• Stated goal
Quote word for word the lines below, beginning with the first and ending with the one that has "import React from". Drop the pictures.

--- START Data block ---

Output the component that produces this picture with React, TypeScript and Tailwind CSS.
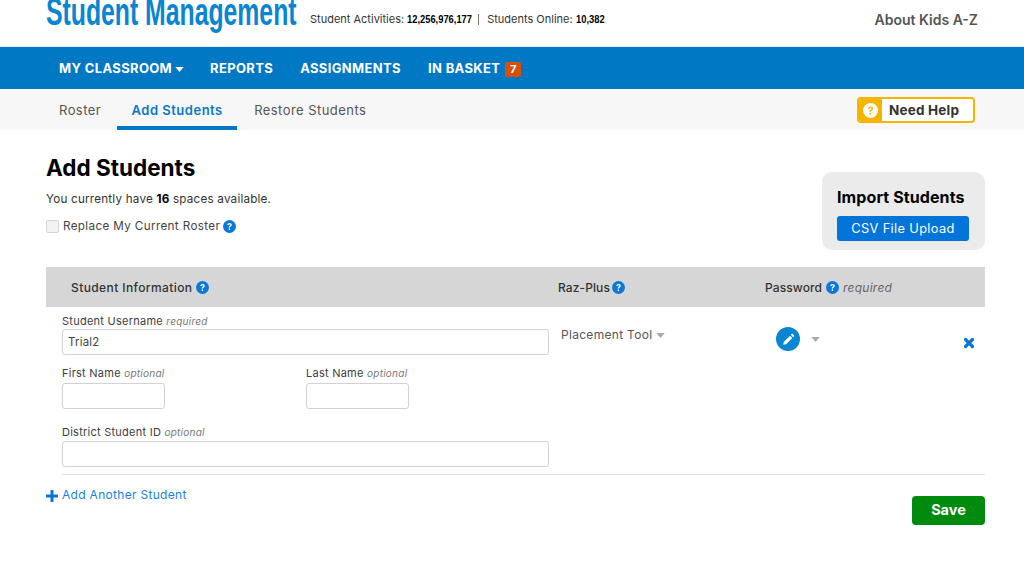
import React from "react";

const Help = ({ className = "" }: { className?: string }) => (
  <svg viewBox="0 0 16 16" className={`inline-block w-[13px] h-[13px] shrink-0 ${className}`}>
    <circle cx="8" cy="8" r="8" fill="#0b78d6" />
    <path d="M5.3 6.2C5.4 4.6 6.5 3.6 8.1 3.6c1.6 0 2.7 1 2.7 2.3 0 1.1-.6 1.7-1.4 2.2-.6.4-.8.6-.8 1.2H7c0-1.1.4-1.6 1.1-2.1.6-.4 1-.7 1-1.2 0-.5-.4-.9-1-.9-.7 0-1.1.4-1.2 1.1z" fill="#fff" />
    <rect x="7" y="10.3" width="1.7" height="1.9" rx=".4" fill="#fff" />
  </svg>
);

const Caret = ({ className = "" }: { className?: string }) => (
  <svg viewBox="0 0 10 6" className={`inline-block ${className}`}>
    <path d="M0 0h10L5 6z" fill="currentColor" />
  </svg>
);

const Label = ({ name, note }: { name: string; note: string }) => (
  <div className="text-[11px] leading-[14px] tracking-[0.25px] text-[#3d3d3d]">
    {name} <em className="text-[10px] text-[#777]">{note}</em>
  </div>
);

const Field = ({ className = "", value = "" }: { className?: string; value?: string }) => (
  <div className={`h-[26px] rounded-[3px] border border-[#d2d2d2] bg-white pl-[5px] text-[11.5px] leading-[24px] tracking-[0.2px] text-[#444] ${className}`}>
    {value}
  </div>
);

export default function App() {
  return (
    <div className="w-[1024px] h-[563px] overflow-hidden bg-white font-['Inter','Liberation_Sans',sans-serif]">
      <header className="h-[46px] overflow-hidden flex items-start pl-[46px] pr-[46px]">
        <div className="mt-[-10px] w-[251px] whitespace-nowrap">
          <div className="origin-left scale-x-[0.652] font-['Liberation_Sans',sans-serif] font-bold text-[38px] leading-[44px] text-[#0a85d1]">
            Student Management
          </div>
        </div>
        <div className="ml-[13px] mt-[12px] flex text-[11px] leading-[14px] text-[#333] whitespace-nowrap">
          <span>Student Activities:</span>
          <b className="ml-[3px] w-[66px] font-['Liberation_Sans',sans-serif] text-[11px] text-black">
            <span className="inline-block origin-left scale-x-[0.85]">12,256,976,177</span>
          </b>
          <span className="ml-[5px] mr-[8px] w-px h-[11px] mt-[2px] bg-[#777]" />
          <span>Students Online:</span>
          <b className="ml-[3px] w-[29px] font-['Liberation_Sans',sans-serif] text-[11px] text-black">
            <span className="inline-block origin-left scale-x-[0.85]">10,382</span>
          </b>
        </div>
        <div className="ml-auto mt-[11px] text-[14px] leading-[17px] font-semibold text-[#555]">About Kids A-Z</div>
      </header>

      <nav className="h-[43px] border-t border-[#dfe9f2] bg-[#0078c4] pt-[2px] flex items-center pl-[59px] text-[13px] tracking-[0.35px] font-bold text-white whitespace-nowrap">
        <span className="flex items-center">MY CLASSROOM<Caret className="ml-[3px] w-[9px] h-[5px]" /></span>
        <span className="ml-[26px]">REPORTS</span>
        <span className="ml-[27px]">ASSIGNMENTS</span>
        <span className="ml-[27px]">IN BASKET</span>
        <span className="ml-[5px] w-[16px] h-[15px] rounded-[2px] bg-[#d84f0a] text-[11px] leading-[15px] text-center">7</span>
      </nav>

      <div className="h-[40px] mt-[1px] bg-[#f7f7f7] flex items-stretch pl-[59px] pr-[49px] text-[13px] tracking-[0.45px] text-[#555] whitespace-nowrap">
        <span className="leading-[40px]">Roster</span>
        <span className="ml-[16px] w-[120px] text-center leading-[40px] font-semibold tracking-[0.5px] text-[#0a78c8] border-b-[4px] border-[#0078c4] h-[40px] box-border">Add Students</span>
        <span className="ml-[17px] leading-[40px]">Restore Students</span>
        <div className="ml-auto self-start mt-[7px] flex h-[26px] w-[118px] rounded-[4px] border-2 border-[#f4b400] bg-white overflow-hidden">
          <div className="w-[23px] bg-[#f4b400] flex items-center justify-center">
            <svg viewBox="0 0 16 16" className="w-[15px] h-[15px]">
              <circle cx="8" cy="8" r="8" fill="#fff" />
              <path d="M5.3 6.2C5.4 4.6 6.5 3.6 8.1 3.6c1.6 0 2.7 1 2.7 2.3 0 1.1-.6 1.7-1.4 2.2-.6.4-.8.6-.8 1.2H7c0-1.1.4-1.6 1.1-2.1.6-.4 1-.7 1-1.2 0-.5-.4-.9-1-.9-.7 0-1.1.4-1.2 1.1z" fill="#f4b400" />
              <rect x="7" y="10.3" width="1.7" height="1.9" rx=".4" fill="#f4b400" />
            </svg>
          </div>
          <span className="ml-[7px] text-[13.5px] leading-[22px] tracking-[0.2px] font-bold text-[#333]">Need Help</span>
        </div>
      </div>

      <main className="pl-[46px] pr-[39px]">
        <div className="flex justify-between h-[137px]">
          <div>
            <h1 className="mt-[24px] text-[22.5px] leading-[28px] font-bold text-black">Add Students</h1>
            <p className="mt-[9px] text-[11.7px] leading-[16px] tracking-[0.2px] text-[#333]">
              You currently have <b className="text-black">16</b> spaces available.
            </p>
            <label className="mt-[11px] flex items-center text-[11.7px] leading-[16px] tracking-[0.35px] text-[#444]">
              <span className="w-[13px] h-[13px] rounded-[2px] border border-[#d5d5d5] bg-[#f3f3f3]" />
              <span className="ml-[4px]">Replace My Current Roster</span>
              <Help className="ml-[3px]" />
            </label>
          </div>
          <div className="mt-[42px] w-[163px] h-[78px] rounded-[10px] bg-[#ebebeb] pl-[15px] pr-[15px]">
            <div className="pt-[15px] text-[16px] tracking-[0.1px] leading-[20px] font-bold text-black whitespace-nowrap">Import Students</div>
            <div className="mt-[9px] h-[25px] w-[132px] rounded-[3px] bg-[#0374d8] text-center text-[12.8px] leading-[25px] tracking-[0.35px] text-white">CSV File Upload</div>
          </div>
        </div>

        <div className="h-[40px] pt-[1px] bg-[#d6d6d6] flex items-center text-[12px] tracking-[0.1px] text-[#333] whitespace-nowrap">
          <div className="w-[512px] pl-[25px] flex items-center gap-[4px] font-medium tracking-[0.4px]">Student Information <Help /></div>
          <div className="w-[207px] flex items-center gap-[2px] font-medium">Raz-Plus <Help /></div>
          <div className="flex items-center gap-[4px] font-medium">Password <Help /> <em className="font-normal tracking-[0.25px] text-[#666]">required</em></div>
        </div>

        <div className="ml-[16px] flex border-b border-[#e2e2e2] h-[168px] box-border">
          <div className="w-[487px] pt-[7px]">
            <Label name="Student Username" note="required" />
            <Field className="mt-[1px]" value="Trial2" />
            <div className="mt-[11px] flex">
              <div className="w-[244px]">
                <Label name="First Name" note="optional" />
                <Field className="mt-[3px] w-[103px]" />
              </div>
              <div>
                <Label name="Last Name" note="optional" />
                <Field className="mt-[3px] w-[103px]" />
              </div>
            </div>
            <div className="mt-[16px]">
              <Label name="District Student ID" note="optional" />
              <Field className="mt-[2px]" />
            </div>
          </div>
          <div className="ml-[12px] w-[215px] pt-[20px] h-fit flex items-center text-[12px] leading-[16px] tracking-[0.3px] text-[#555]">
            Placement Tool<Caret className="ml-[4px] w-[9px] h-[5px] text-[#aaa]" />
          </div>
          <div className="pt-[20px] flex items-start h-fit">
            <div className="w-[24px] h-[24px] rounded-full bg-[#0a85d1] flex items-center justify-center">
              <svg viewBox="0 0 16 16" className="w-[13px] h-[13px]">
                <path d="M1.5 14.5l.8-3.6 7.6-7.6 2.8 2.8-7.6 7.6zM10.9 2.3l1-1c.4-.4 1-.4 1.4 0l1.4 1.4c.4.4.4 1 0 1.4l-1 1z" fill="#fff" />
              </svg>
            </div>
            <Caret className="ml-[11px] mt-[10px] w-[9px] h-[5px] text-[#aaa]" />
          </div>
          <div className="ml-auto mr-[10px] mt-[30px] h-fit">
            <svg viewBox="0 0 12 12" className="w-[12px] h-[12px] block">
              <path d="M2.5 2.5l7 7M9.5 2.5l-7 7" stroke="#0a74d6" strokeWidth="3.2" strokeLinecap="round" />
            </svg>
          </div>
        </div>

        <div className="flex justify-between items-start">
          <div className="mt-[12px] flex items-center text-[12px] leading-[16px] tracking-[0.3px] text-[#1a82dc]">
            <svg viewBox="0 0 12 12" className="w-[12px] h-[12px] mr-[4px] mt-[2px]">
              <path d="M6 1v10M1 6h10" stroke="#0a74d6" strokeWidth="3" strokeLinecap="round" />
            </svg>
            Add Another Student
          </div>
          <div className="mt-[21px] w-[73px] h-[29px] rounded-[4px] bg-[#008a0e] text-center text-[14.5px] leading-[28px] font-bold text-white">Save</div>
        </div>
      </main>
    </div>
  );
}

--- END Data block ---

• Complete response
Output the component that produces this picture with React, TypeScript and Tailwind CSS.
import React from "react";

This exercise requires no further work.